Interface markup and scripts

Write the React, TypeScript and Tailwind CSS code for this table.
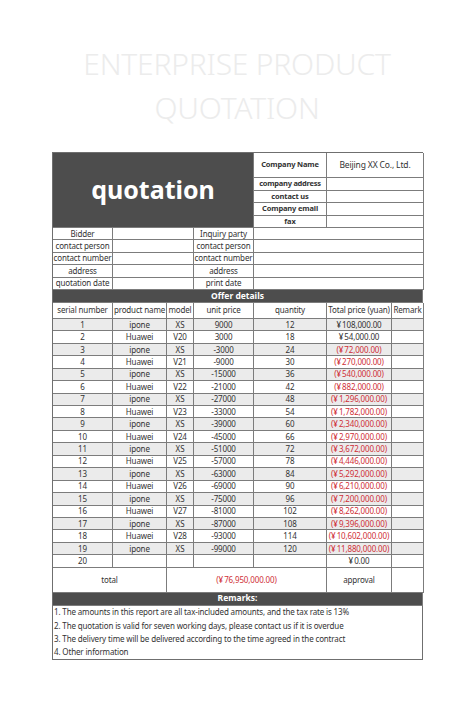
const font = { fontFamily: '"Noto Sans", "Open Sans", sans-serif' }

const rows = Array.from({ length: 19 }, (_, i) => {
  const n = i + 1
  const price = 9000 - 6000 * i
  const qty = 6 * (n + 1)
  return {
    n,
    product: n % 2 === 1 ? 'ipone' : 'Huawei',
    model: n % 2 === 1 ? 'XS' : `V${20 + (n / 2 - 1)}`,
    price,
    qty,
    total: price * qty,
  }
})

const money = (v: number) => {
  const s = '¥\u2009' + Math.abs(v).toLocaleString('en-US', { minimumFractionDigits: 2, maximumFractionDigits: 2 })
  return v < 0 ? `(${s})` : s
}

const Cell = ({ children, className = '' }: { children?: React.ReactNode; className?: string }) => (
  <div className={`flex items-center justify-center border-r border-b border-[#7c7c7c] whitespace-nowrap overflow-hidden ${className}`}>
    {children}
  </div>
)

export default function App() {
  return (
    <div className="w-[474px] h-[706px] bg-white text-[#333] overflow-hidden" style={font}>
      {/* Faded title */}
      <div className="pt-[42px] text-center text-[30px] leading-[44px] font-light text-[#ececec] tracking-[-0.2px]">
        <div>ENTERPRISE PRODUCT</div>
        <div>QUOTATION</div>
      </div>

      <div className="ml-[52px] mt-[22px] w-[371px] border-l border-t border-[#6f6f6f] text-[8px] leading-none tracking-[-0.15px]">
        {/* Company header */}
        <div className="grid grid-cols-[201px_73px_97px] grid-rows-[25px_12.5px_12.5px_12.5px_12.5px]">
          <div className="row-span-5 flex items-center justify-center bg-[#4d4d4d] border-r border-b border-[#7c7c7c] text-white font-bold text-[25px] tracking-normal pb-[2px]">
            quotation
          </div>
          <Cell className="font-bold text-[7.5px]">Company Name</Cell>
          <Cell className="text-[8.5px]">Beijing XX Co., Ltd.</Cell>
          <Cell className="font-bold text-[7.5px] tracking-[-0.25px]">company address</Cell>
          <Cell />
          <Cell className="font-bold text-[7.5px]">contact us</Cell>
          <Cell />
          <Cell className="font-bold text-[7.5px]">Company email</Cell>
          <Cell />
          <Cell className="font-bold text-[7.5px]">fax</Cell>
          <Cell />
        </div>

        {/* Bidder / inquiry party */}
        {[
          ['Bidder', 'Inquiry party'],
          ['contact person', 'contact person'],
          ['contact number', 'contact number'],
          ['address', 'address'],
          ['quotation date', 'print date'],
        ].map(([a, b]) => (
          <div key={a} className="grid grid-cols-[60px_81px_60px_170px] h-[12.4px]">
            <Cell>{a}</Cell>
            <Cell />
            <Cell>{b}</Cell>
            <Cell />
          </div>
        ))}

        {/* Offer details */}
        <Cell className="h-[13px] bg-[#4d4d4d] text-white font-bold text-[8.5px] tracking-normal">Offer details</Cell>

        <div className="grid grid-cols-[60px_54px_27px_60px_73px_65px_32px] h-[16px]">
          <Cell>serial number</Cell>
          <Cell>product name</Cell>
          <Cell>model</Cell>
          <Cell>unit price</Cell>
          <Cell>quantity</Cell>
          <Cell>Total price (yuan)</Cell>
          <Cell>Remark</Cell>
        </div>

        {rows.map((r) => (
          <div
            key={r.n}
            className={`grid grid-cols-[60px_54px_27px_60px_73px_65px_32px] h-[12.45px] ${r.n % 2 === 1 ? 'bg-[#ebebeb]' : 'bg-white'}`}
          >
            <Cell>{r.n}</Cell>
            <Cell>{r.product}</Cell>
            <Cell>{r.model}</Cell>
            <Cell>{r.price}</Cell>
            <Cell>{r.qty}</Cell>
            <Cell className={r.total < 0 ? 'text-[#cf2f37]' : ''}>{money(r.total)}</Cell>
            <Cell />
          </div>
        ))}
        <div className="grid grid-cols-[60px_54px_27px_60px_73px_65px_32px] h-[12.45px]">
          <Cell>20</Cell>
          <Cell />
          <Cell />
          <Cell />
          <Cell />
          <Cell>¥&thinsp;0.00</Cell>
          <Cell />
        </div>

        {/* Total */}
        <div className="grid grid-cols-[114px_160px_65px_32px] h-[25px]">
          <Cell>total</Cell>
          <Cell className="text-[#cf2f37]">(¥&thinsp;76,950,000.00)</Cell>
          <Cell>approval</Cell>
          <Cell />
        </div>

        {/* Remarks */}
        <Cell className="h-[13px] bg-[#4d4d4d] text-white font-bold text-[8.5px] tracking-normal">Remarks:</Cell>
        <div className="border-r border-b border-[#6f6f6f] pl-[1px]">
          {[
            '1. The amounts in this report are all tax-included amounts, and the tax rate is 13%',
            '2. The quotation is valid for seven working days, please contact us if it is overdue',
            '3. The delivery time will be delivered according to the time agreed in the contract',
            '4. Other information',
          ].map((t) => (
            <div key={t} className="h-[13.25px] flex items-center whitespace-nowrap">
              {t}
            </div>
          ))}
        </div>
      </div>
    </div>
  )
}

...

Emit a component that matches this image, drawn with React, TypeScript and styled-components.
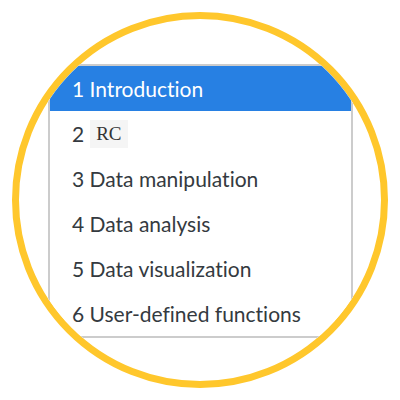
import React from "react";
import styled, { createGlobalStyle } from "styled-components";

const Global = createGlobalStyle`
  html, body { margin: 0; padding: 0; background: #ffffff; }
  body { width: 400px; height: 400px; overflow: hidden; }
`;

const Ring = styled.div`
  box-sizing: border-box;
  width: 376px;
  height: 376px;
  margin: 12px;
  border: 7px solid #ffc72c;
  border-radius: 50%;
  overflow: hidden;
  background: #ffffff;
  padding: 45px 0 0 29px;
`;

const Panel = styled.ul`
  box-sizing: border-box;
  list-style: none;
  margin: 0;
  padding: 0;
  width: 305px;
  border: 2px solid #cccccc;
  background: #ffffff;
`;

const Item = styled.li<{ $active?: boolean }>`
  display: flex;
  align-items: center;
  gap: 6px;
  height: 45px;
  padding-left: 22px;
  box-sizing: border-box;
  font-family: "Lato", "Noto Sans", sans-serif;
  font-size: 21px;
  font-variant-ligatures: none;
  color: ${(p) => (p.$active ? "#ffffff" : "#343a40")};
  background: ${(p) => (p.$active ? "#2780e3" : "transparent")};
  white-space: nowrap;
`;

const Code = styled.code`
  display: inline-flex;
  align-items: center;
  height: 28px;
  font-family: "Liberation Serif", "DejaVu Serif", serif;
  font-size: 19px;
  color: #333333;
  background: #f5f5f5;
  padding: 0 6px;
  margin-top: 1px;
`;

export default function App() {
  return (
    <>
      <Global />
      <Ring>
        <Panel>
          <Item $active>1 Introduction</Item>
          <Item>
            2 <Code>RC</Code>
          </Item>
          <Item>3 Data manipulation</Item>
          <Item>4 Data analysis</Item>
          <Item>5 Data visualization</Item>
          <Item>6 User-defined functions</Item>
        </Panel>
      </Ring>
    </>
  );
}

Requirements: Gather up every line in the data above that contains the word "styled", copying each one.

Written reply:
Emit a component that matches this image, drawn with React, TypeScript and styled-components.
import styled, { createGlobalStyle } from "styled-components";
const Ring = styled.div`
const Panel = styled.ul`
const Item = styled.li<{ $active?: boolean }>`
const Code = styled.code`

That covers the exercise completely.